### Exercise description
For every line in the data below that contains "React", copy the line.

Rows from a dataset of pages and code
──────
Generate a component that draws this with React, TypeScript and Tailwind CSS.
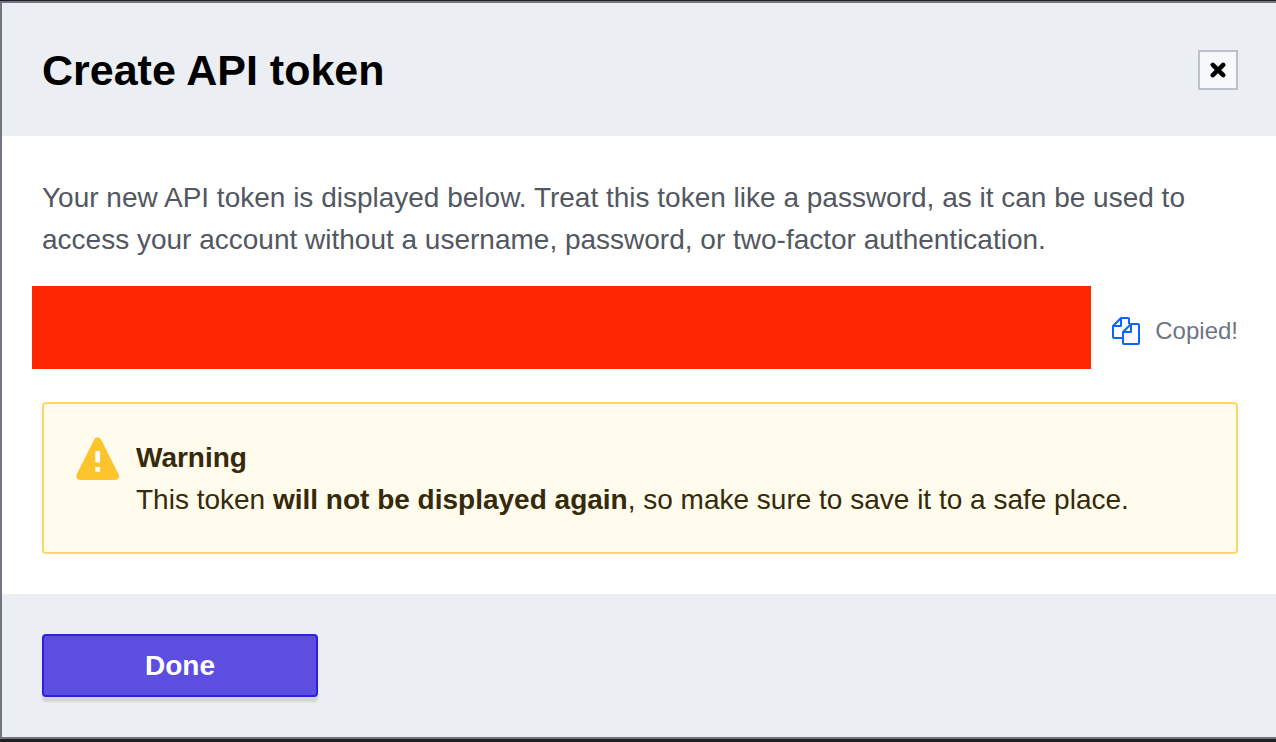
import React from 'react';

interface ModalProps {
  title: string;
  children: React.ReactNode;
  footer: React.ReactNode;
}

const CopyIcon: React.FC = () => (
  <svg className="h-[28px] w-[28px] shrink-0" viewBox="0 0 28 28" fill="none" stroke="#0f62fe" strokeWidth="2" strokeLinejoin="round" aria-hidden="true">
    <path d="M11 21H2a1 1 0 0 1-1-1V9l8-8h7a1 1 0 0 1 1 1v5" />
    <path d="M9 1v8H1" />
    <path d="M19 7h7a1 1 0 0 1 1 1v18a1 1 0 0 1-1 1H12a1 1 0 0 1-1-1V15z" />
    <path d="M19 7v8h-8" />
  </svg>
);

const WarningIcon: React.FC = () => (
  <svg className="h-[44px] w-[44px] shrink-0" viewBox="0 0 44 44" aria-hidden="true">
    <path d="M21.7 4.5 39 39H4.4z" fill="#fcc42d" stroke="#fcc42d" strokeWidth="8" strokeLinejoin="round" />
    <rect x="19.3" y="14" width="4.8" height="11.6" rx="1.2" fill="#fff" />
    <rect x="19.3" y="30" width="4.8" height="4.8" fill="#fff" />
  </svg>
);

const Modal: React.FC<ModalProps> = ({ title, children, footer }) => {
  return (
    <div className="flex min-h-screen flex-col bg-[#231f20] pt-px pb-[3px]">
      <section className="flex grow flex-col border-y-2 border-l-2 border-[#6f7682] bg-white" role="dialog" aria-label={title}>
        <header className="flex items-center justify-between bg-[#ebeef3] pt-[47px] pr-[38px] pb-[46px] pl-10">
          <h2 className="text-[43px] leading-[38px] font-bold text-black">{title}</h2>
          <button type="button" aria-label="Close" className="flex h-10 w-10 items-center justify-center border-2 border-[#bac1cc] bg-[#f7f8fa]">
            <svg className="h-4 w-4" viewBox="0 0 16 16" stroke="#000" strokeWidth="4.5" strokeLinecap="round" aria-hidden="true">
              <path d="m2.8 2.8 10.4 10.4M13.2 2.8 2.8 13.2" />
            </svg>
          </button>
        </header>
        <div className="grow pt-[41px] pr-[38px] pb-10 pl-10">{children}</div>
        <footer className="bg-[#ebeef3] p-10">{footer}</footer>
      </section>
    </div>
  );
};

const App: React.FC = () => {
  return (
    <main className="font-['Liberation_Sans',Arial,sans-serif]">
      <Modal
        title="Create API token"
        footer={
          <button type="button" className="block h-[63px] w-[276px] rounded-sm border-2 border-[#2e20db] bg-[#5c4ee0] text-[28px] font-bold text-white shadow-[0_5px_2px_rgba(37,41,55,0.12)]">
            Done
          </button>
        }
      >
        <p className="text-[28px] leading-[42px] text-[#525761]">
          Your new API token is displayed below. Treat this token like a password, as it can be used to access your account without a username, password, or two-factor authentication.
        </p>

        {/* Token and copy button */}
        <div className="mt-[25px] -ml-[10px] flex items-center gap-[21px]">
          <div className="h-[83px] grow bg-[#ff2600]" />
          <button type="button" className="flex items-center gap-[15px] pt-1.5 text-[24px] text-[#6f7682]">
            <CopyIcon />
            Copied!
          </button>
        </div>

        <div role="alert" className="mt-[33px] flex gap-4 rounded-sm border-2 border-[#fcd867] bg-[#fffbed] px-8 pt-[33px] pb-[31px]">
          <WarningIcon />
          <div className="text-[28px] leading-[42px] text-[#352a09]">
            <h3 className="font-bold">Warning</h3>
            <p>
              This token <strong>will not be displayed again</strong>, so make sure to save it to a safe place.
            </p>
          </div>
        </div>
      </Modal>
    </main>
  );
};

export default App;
──────
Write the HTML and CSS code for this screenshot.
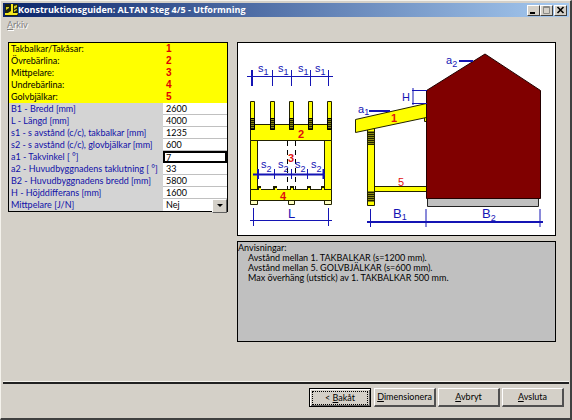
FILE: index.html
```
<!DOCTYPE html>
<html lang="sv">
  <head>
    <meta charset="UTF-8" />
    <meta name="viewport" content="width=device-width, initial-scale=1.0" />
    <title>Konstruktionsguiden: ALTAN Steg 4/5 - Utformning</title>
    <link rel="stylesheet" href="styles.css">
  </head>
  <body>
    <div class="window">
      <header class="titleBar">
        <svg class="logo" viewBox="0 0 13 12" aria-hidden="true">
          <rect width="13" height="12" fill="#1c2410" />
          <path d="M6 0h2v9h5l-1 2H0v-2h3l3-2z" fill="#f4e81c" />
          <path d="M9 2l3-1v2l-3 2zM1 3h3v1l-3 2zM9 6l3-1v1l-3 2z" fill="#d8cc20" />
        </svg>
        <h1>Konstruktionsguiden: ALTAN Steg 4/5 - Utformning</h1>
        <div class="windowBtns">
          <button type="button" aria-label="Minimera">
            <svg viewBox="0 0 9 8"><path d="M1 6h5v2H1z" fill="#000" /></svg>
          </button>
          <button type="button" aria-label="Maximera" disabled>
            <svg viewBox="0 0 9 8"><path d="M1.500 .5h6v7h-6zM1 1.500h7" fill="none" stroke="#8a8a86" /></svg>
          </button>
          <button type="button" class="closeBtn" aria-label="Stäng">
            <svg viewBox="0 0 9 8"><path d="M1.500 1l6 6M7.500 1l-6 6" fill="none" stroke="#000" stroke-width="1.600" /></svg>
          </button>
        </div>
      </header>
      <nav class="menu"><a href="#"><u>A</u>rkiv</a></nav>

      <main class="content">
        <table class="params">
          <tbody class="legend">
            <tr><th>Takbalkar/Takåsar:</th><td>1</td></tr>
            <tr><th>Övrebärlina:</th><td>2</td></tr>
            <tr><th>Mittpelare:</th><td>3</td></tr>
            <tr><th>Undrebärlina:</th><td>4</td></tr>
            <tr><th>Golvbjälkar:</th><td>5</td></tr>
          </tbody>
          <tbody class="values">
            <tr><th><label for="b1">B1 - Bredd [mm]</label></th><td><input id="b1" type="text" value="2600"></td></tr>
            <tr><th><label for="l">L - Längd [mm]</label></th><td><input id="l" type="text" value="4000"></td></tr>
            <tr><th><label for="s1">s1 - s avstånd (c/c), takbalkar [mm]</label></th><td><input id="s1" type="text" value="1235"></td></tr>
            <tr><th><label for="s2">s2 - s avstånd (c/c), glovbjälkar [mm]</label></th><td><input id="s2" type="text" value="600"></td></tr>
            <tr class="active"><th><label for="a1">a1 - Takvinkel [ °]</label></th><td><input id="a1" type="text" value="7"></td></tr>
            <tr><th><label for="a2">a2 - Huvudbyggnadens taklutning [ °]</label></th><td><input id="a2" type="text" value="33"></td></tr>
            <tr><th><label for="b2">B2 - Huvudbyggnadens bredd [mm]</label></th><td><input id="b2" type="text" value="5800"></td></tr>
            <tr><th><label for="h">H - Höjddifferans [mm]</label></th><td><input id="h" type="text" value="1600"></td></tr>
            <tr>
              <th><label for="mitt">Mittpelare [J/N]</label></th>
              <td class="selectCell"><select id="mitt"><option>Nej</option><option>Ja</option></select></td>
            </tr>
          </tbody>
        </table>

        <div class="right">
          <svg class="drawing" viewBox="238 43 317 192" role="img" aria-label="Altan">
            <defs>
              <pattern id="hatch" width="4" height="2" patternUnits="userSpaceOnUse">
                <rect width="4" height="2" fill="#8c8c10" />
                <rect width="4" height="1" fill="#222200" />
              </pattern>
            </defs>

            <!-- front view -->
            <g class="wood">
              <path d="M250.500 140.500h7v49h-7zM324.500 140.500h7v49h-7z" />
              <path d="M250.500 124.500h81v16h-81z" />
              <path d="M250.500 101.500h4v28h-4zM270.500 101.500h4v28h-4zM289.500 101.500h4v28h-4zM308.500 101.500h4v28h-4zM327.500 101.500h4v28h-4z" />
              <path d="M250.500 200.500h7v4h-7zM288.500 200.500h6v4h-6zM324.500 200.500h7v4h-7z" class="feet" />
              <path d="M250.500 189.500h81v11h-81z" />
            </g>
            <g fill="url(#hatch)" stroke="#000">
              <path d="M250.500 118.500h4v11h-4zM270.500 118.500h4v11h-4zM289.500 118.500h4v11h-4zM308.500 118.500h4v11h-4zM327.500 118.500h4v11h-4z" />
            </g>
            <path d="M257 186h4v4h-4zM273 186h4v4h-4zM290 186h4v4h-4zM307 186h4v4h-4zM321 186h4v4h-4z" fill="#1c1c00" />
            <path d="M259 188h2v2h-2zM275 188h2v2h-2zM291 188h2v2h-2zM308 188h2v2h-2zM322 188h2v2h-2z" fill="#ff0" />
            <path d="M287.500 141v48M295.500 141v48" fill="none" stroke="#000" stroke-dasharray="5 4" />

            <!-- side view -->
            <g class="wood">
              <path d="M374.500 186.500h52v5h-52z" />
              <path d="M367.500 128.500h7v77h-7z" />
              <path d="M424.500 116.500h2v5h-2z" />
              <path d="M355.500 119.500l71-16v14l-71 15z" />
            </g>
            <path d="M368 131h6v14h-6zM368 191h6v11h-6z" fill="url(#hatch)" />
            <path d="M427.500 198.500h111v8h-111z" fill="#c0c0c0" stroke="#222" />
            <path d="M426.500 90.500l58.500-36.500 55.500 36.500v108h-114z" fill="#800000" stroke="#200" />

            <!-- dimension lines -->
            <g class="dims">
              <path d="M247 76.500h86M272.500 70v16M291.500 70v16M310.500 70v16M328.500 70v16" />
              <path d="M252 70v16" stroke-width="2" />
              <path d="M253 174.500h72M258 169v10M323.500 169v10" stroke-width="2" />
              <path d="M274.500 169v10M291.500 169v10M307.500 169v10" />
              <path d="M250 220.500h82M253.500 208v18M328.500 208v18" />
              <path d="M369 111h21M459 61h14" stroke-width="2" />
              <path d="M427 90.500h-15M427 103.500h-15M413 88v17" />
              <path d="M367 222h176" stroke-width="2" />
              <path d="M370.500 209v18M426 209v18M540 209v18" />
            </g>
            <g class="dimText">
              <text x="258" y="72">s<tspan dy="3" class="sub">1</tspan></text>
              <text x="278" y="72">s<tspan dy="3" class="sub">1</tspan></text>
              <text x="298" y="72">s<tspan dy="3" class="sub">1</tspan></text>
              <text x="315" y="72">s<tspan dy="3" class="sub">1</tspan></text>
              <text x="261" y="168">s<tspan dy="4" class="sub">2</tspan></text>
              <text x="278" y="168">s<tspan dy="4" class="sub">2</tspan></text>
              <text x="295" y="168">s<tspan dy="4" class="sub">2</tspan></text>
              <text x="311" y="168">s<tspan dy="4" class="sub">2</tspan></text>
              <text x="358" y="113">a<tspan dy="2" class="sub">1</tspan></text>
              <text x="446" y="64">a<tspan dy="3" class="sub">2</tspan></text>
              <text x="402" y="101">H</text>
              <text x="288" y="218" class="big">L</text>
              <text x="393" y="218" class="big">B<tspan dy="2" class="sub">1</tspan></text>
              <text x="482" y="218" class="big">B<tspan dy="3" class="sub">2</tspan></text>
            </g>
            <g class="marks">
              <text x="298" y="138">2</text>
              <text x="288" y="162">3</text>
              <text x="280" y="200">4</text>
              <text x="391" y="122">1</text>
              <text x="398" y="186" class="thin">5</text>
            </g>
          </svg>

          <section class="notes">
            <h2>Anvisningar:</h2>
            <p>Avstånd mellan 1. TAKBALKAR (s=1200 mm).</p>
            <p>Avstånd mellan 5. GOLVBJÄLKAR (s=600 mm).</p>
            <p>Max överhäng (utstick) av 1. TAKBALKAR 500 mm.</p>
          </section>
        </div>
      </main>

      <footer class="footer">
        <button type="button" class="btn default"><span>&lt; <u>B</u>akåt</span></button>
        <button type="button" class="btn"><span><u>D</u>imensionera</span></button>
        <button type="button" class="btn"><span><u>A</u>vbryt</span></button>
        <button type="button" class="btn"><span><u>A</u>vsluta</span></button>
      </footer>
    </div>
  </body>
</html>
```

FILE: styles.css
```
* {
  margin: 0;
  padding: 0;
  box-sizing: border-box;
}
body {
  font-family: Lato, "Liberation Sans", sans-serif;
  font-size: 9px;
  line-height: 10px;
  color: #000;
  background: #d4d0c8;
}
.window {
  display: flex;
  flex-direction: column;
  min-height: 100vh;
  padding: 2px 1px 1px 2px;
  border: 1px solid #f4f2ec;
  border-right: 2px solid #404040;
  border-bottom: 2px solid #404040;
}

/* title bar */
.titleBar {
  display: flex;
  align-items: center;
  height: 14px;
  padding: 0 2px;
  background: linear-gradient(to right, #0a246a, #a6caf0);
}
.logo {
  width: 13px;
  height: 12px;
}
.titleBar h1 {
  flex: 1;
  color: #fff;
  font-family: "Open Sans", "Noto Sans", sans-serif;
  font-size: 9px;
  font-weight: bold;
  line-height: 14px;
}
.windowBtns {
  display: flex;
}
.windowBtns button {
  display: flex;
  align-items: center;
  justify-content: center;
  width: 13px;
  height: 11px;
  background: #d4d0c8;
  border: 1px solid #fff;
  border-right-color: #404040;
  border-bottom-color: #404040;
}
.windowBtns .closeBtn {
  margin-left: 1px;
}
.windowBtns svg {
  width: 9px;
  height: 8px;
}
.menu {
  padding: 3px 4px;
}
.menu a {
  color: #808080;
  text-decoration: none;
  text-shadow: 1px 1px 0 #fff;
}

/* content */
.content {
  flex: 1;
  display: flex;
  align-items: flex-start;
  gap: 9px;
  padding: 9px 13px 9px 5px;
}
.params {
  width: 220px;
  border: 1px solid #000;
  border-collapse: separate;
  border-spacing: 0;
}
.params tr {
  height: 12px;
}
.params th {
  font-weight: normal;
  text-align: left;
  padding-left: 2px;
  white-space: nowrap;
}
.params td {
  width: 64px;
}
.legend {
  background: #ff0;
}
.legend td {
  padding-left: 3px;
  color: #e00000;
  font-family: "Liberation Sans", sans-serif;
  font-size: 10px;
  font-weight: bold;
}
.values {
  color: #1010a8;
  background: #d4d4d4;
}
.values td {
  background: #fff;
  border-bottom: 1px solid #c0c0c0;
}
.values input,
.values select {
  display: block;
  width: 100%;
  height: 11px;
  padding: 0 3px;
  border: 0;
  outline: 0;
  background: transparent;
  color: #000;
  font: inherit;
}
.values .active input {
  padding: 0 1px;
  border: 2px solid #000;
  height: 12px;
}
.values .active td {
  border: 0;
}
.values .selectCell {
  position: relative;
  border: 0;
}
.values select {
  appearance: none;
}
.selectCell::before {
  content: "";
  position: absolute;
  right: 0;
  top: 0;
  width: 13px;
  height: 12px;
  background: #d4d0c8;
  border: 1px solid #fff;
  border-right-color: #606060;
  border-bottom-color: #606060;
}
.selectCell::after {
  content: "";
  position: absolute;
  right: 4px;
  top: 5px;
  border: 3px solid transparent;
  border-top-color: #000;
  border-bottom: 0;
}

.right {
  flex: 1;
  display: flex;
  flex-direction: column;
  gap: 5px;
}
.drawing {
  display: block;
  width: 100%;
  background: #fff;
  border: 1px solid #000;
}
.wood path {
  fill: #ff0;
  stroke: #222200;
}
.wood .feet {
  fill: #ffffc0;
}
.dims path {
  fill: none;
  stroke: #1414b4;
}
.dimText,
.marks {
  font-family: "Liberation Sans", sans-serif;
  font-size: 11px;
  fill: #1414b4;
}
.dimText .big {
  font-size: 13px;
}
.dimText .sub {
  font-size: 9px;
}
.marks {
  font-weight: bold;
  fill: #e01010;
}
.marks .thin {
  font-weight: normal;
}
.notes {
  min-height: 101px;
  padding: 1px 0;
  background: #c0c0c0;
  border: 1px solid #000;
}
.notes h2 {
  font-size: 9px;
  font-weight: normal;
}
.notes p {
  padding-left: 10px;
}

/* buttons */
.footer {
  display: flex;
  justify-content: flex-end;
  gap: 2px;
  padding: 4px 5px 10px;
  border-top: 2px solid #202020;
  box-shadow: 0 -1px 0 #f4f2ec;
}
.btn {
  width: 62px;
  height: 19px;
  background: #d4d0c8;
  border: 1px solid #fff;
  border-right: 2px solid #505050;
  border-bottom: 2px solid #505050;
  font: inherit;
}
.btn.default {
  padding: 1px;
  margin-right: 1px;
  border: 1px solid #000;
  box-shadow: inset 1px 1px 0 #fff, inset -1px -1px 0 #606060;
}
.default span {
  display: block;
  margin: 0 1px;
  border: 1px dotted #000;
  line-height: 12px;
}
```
──────
### Solved problem
Generate a component that draws this with React, TypeScript and Tailwind CSS.
import React from 'react';
  children: React.ReactNode;
  footer: React.ReactNode;
const CopyIcon: React.FC = () => (
const WarningIcon: React.FC = () => (
const Modal: React.FC<ModalProps> = ({ title, children, footer }) => {
const App: React.FC = () => {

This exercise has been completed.